> [DO THIS]:
Locate all lines with the word "screenshot". Copy them.

> [PROVIDED ENTRIES]:

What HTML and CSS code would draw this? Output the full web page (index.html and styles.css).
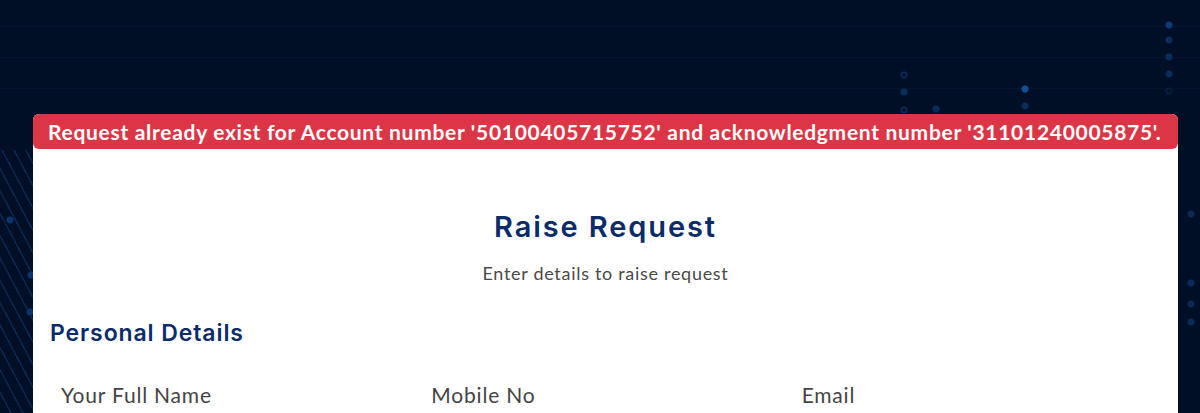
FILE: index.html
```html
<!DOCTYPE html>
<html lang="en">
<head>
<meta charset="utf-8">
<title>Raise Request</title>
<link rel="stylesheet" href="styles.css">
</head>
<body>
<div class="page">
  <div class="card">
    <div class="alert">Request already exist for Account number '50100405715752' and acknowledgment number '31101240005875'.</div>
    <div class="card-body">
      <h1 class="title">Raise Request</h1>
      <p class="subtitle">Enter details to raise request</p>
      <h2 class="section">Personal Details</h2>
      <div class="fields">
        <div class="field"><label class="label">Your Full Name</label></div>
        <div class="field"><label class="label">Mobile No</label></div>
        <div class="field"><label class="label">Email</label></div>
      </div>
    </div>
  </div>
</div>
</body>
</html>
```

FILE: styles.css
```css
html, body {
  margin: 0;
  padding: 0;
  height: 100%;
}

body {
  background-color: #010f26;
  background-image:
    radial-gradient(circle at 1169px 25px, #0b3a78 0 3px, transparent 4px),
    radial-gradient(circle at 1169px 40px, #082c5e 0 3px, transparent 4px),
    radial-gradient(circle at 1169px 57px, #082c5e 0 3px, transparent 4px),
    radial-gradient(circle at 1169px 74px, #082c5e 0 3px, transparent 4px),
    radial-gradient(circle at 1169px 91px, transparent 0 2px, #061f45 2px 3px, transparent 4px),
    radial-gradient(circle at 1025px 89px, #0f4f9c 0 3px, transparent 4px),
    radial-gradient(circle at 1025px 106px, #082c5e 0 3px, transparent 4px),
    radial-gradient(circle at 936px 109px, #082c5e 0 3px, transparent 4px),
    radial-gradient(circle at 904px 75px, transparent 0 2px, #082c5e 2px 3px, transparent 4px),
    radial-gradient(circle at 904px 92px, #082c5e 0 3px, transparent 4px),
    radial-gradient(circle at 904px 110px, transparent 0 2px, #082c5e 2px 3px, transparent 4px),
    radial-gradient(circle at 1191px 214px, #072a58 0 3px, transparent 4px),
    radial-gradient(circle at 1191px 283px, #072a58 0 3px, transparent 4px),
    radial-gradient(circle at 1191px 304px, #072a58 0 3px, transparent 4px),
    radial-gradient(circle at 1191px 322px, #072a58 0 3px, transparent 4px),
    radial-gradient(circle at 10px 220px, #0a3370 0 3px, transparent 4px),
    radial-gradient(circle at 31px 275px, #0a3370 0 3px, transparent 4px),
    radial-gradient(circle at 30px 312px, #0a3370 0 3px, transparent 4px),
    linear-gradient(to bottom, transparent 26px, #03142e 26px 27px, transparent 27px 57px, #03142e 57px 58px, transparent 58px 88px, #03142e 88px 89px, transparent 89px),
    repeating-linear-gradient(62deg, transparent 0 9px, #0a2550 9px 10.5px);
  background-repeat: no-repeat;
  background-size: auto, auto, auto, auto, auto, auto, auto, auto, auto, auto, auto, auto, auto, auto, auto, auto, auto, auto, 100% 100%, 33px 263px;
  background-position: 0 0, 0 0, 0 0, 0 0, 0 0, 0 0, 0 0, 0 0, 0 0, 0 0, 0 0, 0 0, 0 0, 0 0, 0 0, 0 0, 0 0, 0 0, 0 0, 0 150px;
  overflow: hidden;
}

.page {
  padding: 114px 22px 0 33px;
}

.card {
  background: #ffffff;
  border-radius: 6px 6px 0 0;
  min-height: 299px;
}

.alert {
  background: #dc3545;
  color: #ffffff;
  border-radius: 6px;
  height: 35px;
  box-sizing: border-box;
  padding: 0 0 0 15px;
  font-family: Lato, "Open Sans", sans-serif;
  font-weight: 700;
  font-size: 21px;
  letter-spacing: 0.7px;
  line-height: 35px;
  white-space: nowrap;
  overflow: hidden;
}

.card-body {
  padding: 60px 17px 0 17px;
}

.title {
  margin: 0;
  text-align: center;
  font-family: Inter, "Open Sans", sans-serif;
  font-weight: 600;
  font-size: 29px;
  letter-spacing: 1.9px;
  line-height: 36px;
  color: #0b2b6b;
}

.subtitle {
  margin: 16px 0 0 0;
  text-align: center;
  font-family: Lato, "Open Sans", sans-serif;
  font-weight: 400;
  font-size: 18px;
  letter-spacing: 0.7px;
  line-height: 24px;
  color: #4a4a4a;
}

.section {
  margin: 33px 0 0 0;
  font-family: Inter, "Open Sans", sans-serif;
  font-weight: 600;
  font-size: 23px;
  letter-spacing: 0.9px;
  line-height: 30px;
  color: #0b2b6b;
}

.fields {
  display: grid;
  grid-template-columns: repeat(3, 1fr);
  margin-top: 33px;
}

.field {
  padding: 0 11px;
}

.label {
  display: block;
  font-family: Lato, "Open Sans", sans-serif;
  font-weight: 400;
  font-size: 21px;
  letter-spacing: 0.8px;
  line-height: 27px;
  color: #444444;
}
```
---
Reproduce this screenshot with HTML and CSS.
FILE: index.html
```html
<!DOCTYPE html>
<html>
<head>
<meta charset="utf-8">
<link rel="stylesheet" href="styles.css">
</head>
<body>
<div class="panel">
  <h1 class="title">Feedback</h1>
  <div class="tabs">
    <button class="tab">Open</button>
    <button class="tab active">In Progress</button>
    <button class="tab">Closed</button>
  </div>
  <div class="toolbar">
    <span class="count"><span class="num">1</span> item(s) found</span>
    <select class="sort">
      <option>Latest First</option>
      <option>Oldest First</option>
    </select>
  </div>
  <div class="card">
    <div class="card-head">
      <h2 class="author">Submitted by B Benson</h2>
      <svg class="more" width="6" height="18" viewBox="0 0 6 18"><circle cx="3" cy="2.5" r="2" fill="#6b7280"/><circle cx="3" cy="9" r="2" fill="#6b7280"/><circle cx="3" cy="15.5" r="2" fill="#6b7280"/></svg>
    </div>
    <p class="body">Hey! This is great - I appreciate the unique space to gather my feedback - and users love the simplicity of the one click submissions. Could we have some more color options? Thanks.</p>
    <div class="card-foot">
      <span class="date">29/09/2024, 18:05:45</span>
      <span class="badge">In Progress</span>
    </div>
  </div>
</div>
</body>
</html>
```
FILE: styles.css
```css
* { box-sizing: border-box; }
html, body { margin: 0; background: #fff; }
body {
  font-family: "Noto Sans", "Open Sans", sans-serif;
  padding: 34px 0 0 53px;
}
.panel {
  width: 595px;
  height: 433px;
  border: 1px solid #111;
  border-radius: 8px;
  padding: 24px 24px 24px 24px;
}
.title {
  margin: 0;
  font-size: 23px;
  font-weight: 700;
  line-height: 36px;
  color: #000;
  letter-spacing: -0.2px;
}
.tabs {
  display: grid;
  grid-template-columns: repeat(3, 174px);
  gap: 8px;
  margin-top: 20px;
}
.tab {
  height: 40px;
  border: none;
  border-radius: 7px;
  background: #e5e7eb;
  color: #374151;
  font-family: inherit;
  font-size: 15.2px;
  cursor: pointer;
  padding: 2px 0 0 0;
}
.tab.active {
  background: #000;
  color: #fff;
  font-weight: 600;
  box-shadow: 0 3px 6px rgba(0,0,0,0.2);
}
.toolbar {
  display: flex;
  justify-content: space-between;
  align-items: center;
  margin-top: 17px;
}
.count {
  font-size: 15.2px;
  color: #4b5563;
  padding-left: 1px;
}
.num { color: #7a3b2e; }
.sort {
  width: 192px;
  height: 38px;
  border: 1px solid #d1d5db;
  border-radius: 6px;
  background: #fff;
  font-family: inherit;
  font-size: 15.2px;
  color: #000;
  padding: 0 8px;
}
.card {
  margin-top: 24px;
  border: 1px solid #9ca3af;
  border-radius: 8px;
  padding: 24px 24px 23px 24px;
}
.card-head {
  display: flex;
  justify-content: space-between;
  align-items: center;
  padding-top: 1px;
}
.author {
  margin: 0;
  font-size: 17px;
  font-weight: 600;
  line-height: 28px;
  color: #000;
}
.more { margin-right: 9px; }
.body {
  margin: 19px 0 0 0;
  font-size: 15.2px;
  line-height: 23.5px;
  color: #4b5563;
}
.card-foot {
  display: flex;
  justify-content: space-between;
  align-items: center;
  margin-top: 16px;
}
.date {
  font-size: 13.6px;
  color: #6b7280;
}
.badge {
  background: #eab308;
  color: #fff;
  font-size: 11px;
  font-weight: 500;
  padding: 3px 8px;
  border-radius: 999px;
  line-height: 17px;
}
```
==
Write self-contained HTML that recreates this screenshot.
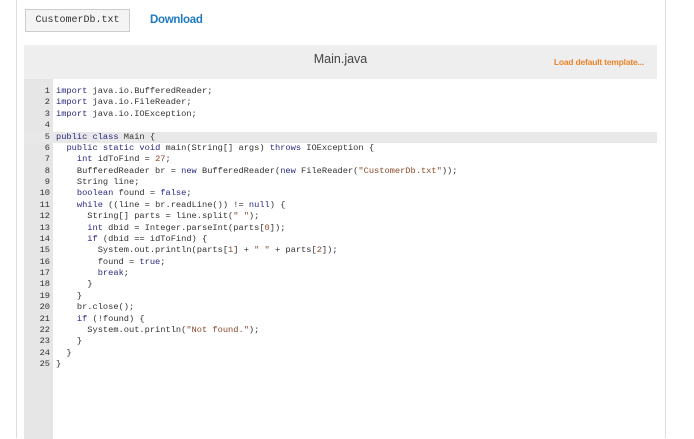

> [ANSWER TO THIS EXERCISE]:
Reproduce this screenshot with HTML and CSS.
Write self-contained HTML that recreates this screenshot.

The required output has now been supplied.